A series of three seminars on ‘Cosmophilosophy’ with Professor Rick Dolphijn from Utrecht University has come to an end. The researcher is visiting the University of Gdansk as part of the UG Visiting Professors programme.

Photo: Marcel Jakubowski

The meetings were held as part of CZRUG’s Culture for Sustainability programme, coordinated by Irena Chawrilska, PhD, in collaboration with the Faculty of Philology. The last seminar ‘On New Communities and the Earth’ took place on 15 May 2024 at the Centre for Sustainable Development.

After rethinking philosophy and religion in session one and exploring the sciences in session two, our third session on cosmophilosophy focused on history, politics, and the arts. Titled “On New Communities and the Earth,” we read excerpts from Marx’s Grundrisse on ‘the land and us’, and a short text by Frédérique Aï̈t-Touati on staging ‘nature’ in the history of theater. We pondered what a ‘more-than-human’ society might look like in our current ecological reality.
And thus, we ended our triptych by summarizing the questions raised throughout the series into a more-than-human agenda for the future. We asked ourselves how to realise a world inclusive of all forms of life, as we anticipate and map its changes, and remain open to diverse ways of living together. What does this means for universities today, for the politics of knowledge and for the critical and creative paths we academics need to follow? We departed with a hope to continue these vital discussions in future settings,” comments Professor Rick Dolphijn.
Making worlds collectively enables humans to look around rather than ahead,” says Irena Chawrilska, PhD. “Echoing Deleuze, Serres, Stengers, Marx we tried to steer away from the concept of Otherness and our humanist perspective…. Agenda 2030 as a strategy for the world is still stands and the university’s goal is to create new ideas on the path towards a sustainable future and empower communities to response-ability for their communities and land as Donna Haraway states. New narratives, ways of thinking and innovations can only emerge through negotiation. Hope that the series of seminars gave us such an opportunity.

Rick Dolphijn

Rick Dolphijn is Associate Professor at Utrecht University (Faculty of Humanities) and Honorary Professor at the University of Hong Kong (Faculty of Arts). He has published widely on ecology, philosophy and the arts. Currently he is a PI in two internationally funded research projects. His last monograph is The Philosophy of Matter (Bloomsbury 2021).

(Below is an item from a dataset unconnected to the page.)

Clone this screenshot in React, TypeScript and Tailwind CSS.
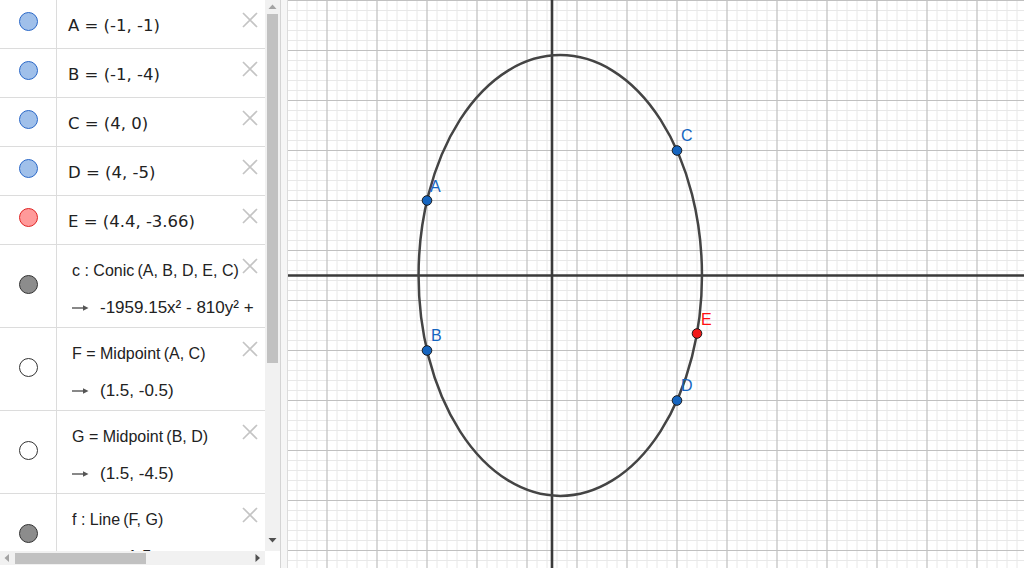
import React from 'react';

type Dot = 'blue' | 'red' | 'gray' | 'white';

const dotClass: Record<Dot, string> = {
  blue: 'bg-[#a0c0ea] border-[#2a68c8]',
  red: 'bg-[#ff9a9a] border-[#e02424]',
  gray: 'bg-[#8c8c8c] border-[#333333]',
  white: 'bg-white border-[#333333]',
};

const simpleRows: { dot: Dot; text: string }[] = [
  { dot: 'blue', text: 'A = (-1, -1)' },
  { dot: 'blue', text: 'B = (-1, -4)' },
  { dot: 'blue', text: 'C = (4, 0)' },
  { dot: 'blue', text: 'D = (4, -5)' },
  { dot: 'red', text: 'E = (4.4, -3.66)' },
];

const tallRows: { dot: Dot; def: string; value: React.ReactNode }[] = [
  { dot: 'gray', def: 'c : Conic\u2009(A, B, D, E, C)', value: <>-1959.15x² - 810y² +</> },
  { dot: 'white', def: 'F = Midpoint\u2009(A, C)', value: '(1.5, -0.5)' },
  { dot: 'white', def: 'G = Midpoint\u2009(B, D)', value: '(1.5, -4.5)' },
  { dot: 'gray', def: 'f : Line\u2009(F, G)', value: 'x = 1.5' },
];

function CloseX() {
  return (
    <svg width="16" height="16" viewBox="0 0 16 16" className="shrink-0">
      <path d="M1 1 L15 15 M15 1 L1 15" stroke="#c4c4c4" strokeWidth="1.7" fill="none" />
    </svg>
  );
}

function Arrow() {
  return (
    <svg width="17" height="8" viewBox="0 0 17 8" className="shrink-0">
      <path d="M0 4 L13 4" stroke="#555555" strokeWidth="1.4" />
      <path d="M11 1.2 L16.5 4 L11 6.8 Z" fill="#555555" />
    </svg>
  );
}

function Circle({ dot }: { dot: Dot }) {
  return <div className={`w-[19px] h-[19px] rounded-full border ${dotClass[dot]}`} />;
}

// graph geometry: page x of x=0 is 477, graph starts at 288
const W = 736;
const H = 568;
const OX = 189;
const OY = 150.5;
const U = 50;

function Graph() {
  const minorV: number[] = [];
  const majorV: number[] = [];
  for (let x = OX % 10; x < W; x += 10) {
    if (Math.abs(((x - OX) / U) % 1) < 0.01) majorV.push(x);
    else minorV.push(x);
  }
  const minorH: number[] = [];
  const majorH: number[] = [];
  for (let y = OY % 10; y < H; y += 10) {
    if (Math.abs(((y - OY) / U) % 1) < 0.01) majorH.push(y);
    else minorH.push(y);
  }
  const px = (x: number) => OX + x * U;
  const py = (y: number) => OY - y * U;

  const points = [
    { n: 'A', x: -1, y: -1, c: '#1565c0', lx: 3, ly: -9 },
    { n: 'B', x: -1, y: -4, c: '#1565c0', lx: 4, ly: -10 },
    { n: 'C', x: 4, y: 0, c: '#1565c0', lx: 4, ly: -10 },
    { n: 'D', x: 4, y: -5, c: '#1565c0', lx: 4, ly: -10 },
    { n: 'E', x: 4.4, y: -3.66, c: '#f21a1a', lx: 4, ly: -9 },
  ];

  return (
    <svg width={W} height={H} className="block shrink-0">
      <rect width={W} height={H} fill="#ffffff" />
      {minorV.map((x) => (
        <line key={'mv' + x} x1={x} y1={0} x2={x} y2={H} stroke="#e8e8e8" strokeWidth="1" />
      ))}
      {minorH.map((y) => (
        <line key={'mh' + y} x1={0} y1={y} x2={W} y2={y} stroke="#e8e8e8" strokeWidth="1" />
      ))}
      {majorV.map((x) => (
        <line key={'jv' + x} x1={x} y1={0} x2={x} y2={H} stroke="#c0c0c0" strokeWidth="1.2" />
      ))}
      {majorH.map((y) => (
        <line key={'jh' + y} x1={0} y1={y} x2={W} y2={y} stroke="#c0c0c0" strokeWidth="1.2" />
      ))}
      {/* line f: x = 1.5 and horizontal line y = -2.5 */}
      <line x1={px(1.5)} y1={0} x2={px(1.5)} y2={H} stroke="#3a3a3a" strokeWidth="2.6" />
      <line x1={0} y1={py(-2.5)} x2={W} y2={py(-2.5)} stroke="#3a3a3a" strokeWidth="2.6" />
      {/* conic c */}
      <ellipse cx={px(1.6654)} cy={py(-2.5)} rx={141.7} ry={220.4} fill="none" stroke="#444444" strokeWidth="2.5" />
      {points.map((p) => (
        <g key={p.n}>
          <circle cx={px(p.x)} cy={py(p.y)} r="4.8" fill={p.c} stroke="#1a1a1a" strokeWidth="1" />
          <text
            x={px(p.x) + p.lx}
            y={py(p.y) + p.ly}
            fill={p.c === '#1565c0' ? '#1565c0' : '#ff1010'}
            fontSize="16"
            fontFamily="'Liberation Sans', Arial, sans-serif"
          >
            {p.n}
          </text>
        </g>
      ))}
    </svg>
  );
}

export default function App() {
  return (
    <div className="flex w-[1024px] h-[568px] overflow-hidden bg-white">
      {/* ALGEBRA VIEW */}
      <div className="w-[280px] shrink-0 flex flex-col">
        <div className="flex h-[551px]">
          <div className="w-[265px] overflow-hidden relative">
            <div className="absolute left-[56px] top-0 bottom-0 w-px bg-[#dcdcdc]" />
            {simpleRows.map((r) => (
              <div key={r.text} className="flex h-[49px] border-b border-[#dcdcdc]">
                <div className="w-[57px] shrink-0 flex justify-center pt-[12px] pr-px">
                  <Circle dot={r.dot} />
                </div>
                <div className="flex-1 pl-[11px] pt-[16px] text-[16.5px] leading-5 text-[#222] whitespace-nowrap font-['DejaVu_Sans',sans-serif]">
                  {r.text}
                </div>
                <div className="pt-[12px] pr-[7px]">
                  <CloseX />
                </div>
              </div>
            ))}
            {tallRows.map((r) => (
              <div key={r.def} className="flex h-[83px] border-b border-[#dcdcdc]">
                <div className="w-[57px] shrink-0 flex justify-center pt-[30px] pr-px">
                  <Circle dot={r.dot} />
                </div>
                <div className="flex-1 min-w-0 pl-[15px] pt-[16px] text-[16px] leading-5 text-[#222] whitespace-nowrap font-['Liberation_Sans',Arial,sans-serif]">
                  <div>{r.def}</div>
                  <div className="mt-[17px] flex items-center gap-[11px]">
                    <Arrow />
                    <span className="text-[17px]">{r.value}</span>
                  </div>
                </div>
                <div className="pt-[13px] pr-[7px] shrink-0">
                  <CloseX />
                </div>
              </div>
            ))}
          </div>
          {/* vertical scrollbar */}
          <div className="w-[15px] bg-[#f1f1f1] flex flex-col items-center">
            <svg width="9" height="14" viewBox="0 0 9 14" className="shrink-0">
              <path d="M0.5 9 L4.5 4.5 L8.5 9 Z" fill="#a3a3a3" />
            </svg>
            <div className="w-[11px] h-[349px] bg-[#c1c1c1]" />
            <div className="flex-1" />
            <svg width="9" height="16" viewBox="0 0 9 16" className="shrink-0 mb-[2px]">
              <path d="M0.5 5 L8.5 5 L4.5 9.5 Z" fill="#505050" />
            </svg>
          </div>
        </div>
        {/* horizontal scrollbar */}
        <div className="flex h-[17px]">
          <div className="w-[265px] h-[14px] bg-[#f1f1f1] flex items-center">
            <svg width="15" height="14" viewBox="0 0 15 14" className="shrink-0">
              <path d="M9 3 L4.5 7 L9 11 Z" fill="#a3a3a3" />
            </svg>
            <div className="w-[131px] h-[11px] bg-[#c1c1c1]" />
            <div className="flex-1" />
            <svg width="15" height="14" viewBox="0 0 15 14" className="shrink-0">
              <path d="M5.5 3 L10 7 L5.5 11 Z" fill="#505050" />
            </svg>
          </div>
          <div className="flex-1 bg-white" />
        </div>
      </div>

      {/* DIVIDER */}
      <div className="w-[8px] shrink-0 flex">
        <div className="w-px bg-[#d4d4d4]" />
        <div className="flex-1 bg-[#f6f6f6]" />
        <div className="w-px bg-[#dcdcdc]" />
      </div>

      {/* GRAPHICS VIEW */}
      <Graph />
    </div>
  );
}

Rick Dolphijn – Utrecht University (uu.nl)

What is the CZRUG Culture for sustainable development programme?

In the Culture for Sustainable Development Programme, CSDUG creatively ponders the role of culture in the attainment of the Sustainable Development Goals. Agenda 2030 as a strategy for the world still stands and the university’s goal is to create new ideas and in the end develop solutions on the path towards a sustainable future and empower communities to response-ability for their communities and land as Donna Haraway states. New narratives, ways of thinking and innovations can only emerge through negotiation. Making worlds collectively enables humans to look around rather than ahead. Making worlds happens also beyond the humans, within the ecological systems in which each organism has potential to operate as a change agent towards sustainability.